Importance of abscisic acid and zeatin nucleosides for the nitrate-induced cadmium hyperaccumulation in Populus roots

Abstract

The poplar root system efficiently accumulates cadmium (Cd), which is a heavy metal pollutant in soil. The regulatory effects of various forms of nitrogen on the absorption and accumulation of Cd in roots and the underlying mechanisms remain unclear. This study investigated the effects of diverse nitrogen forms on Cd accumulation in young poplar seedling roots. The 3 mM nitrate treatment resulted in the highest root Cd levels and root weights.

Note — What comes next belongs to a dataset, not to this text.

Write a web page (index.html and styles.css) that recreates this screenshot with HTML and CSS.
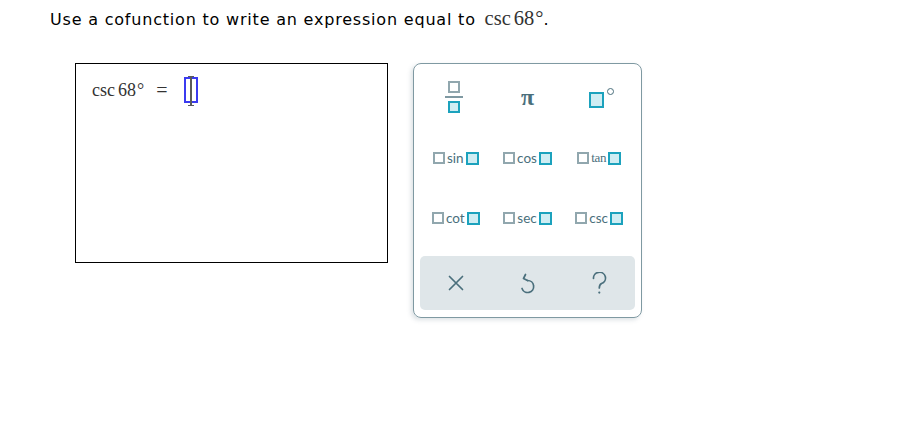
FILE: index.html
```html
<!DOCTYPE html>
<html>
<head>
<meta charset="utf-8">
<link rel="stylesheet" href="styles.css">
</head>
<body>
<div class="question">Use a cofunction to write an expression equal to <span class="math q-math">csc<span class="sp"></span>68<span class="dg">°</span></span>.</div>
<div class="work">
  <div class="answer">
    <div class="expr">
      <span class="math a-math">csc<span class="sp"></span>68<span class="dg">°</span></span>
      <span class="math eq">=</span>
      <span class="cursor-box"><span class="caret"></span></span>
    </div>
  </div>
  <div class="palette">
    <div class="grid">
      <div class="key">
        <span class="frac"><span class="bx gray"></span><span class="bar"></span><span class="bx teal"></span></span>
      </div>
      <div class="key"><span class="pi">π</span></div>
      <div class="key"><span class="deg"><span class="bx teal big"></span><span class="ring"></span></span></div>

      <div class="key"><span class="fn"><span class="bx gray"></span><span class="lbl">sin</span><span class="bx teal"></span></span></div>
      <div class="key"><span class="fn"><span class="bx gray"></span><span class="lbl">cos</span><span class="bx teal"></span></span></div>
      <div class="key"><span class="fn"><span class="bx gray"></span><span class="lbl tan">tan</span><span class="bx teal"></span></span></div>

      <div class="key"><span class="fn"><span class="bx gray"></span><span class="lbl">cot</span><span class="bx teal"></span></span></div>
      <div class="key"><span class="fn"><span class="bx gray"></span><span class="lbl">sec</span><span class="bx teal"></span></span></div>
      <div class="key"><span class="fn"><span class="bx gray"></span><span class="lbl">csc</span><span class="bx teal"></span></span></div>
    </div>
    <div class="actions">
      <span class="act">
        <svg width="16" height="16" viewBox="0 0 16 16"><path d="M1.5 1.5 L14.5 14.5 M14.5 1.5 L1.5 14.5" stroke="#4a6f7c" stroke-width="1.7" fill="none" stroke-linecap="round"/></svg>
      </span>
      <span class="act">
        <svg width="15" height="21" viewBox="0 0 15 21"><path d="M7.5 7.5 A6 6 0 1 1 2 15.5" stroke="#4a6f7c" stroke-width="1.7" fill="none" stroke-linecap="round"/><path d="M5.5 1.5 L3.5 5.5 L7.5 7.5" stroke="#4a6f7c" stroke-width="1.7" fill="none" stroke-linecap="round" stroke-linejoin="round"/></svg>
      </span>
      <span class="act">
        <svg width="15" height="23" viewBox="0 0 15 23"><path d="M1.5 6.5 A6 5.8 0 1 1 9.5 11.5 C8 12.3 7.3 13.5 7.3 16" stroke="#4a6f7c" stroke-width="1.7" fill="none" stroke-linecap="round"/><circle cx="7.3" cy="20.6" r="1.1" fill="#4a6f7c"/></svg>
      </span>
    </div>
  </div>
</div>
</body>
</html>
```
FILE: styles.css
```css
html, body { margin: 0; padding: 0; background: #fff; }
body { width: 913px; height: 444px; overflow: hidden; }

.question {
  font-family: "DejaVu Sans", Verdana, sans-serif;
  font-size: 16px;
  letter-spacing: 0.8px;
  color: #000;
  padding: 7px 0 0 50px;
  height: 27px;
  line-height: 22px;
}
.math {
  font-family: "Liberation Serif", "DejaVu Serif", "Times New Roman", serif;
  letter-spacing: 0;
}
.q-math { font-size: 20.5px; margin-left: 3px; color: #333; }
.sp { display: inline-block; width: 3px; }
.dg { margin-left: 1px; }

.work {
  display: flex;
  align-items: flex-start;
  padding: 29px 0 0 75px;
  gap: 25px;
}

.answer {
  width: 311px;
  height: 198px;
  border: 1px solid #000;
}
.expr {
  display: flex;
  align-items: center;
  padding: 13px 0 0 16px;
}
.a-math { font-size: 18px; color: #333; }
.eq { font-size: 20px; margin: 0 17px 0 12px; color: #333; }
.cursor-box {
  position: relative;
  width: 14px;
  height: 26px;
  border: 2px solid #3b3bf0;
  box-sizing: border-box;
  display: inline-block;
}
.caret {
  position: absolute;
  left: 4px;
  top: -3px;
  width: 2px;
  height: 30px;
  background: #5a5a5a;
}
.caret::before, .caret::after {
  content: "";
  position: absolute;
  left: -2px;
  width: 6px;
  height: 1px;
  background: #5a5a5a;
}
.caret::before { top: 0; }
.caret::after { bottom: 0; }

.palette {
  width: 215px;
  height: 246px;
  border: 1px solid #7f99a2;
  border-radius: 8px;
  box-shadow: -2px 2px 4px rgba(120,140,150,0.25);
  display: flex;
  flex-direction: column;
  padding: 0 6px 7px 6px;
}

.grid {
  display: grid;
  grid-template-columns: repeat(3, 1fr);
  grid-template-rows: 64px 60px 60px;
}
.key {
  display: flex;
  align-items: center;
  justify-content: center;
}

.bx {
  display: inline-block;
  width: 12px;
  height: 12px;
  box-sizing: border-box;
  border: 2px solid;
  flex: none;
}
.bx.gray { border-color: #91a7ae; background: #fff; }
.bx.teal { border-color: #1ca2bd; background: #cfedf3; width: 13px; height: 13px; }
.bx.big { width: 15px; height: 16px; }

.frac {
  display: flex;
  flex-direction: column;
  align-items: center;
  gap: 3px;
  margin-left: -4px;
  margin-top: 2px;
}
.frac .bx.teal { width: 12px; height: 12px; }
.frac .bar { width: 18px; height: 2px; background: #7f99a2; }

.pi {
  font-family: "Liberation Serif", "DejaVu Serif", serif;
  font-size: 24px;
  font-weight: bold;
  line-height: 25px;
  color: #4a6f7c;
  margin-top: 2px;
}

.deg { position: relative; display: inline-block; margin-left: -6px; margin-top: 8px; height: 16px; }
.ring {
  position: absolute;
  left: 18px;
  top: -4px;
  width: 5px;
  height: 5px;
  border: 1px solid #4a6f7c;
  border-radius: 50%;
}

.fn {
  display: flex;
  align-items: center;
  gap: 2px;
  font-family: Lato, "Open Sans", sans-serif;
  font-size: 13.5px;
  color: #4a6f7c;
}
.fn .lbl { line-height: 14px; margin-top: -1px; }
.fn .lbl.tan { font-family: "Liberation Serif", "DejaVu Serif", serif; font-size: 13px; letter-spacing: -0.3px; }

.actions {
  margin-top: auto;
  height: 54px;
  background: #dfe6e9;
  border-radius: 5px;
  display: grid;
  grid-template-columns: repeat(3, 1fr);
  align-items: center;
  justify-items: center;
}
.act { display: flex; align-items: center; justify-content: center; }
.act svg { display: block; }
```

Examinations of physiological parameters and hormone contents as well as an untargeted metabolomic analysis indicated that the nitrogen application influenced antioxidant systems, osmoregulation, nitrogen assimilation, primary metabolic processes, and hormone metabolism. The transcriptome sequencing analysis identified key genes encoding regulators of different processes. The Spearman correlation analysis and random forest modeling showed that the nitrate-induced Cd accumulation in young poplar seedling roots was associated with abscisic acid and zeatin riboside. According to the weighted gene co-expression network analysis, abscisic acid regulated diverse pathways, including those associated with glutathione metabolism, the tricarboxylic acid cycle, and amino acid synthesis, whereas zeatin riboside controlled pathways related to starch and sucrose metabolism, glycolysis, secondary metabolite synthesis, ascorbic acid and aldehyde metabolism, and arginine and proline metabolism. Hence, nitrate nitrogen significantly enhances the accumulation of Cd in poplar roots, with abscisic acid and zeatin riboside playing crucial roles in this process. The study findings may be useful for breeding Cd-hyperaccumulating varieties and for remediating Cd-polluted agricultural fields.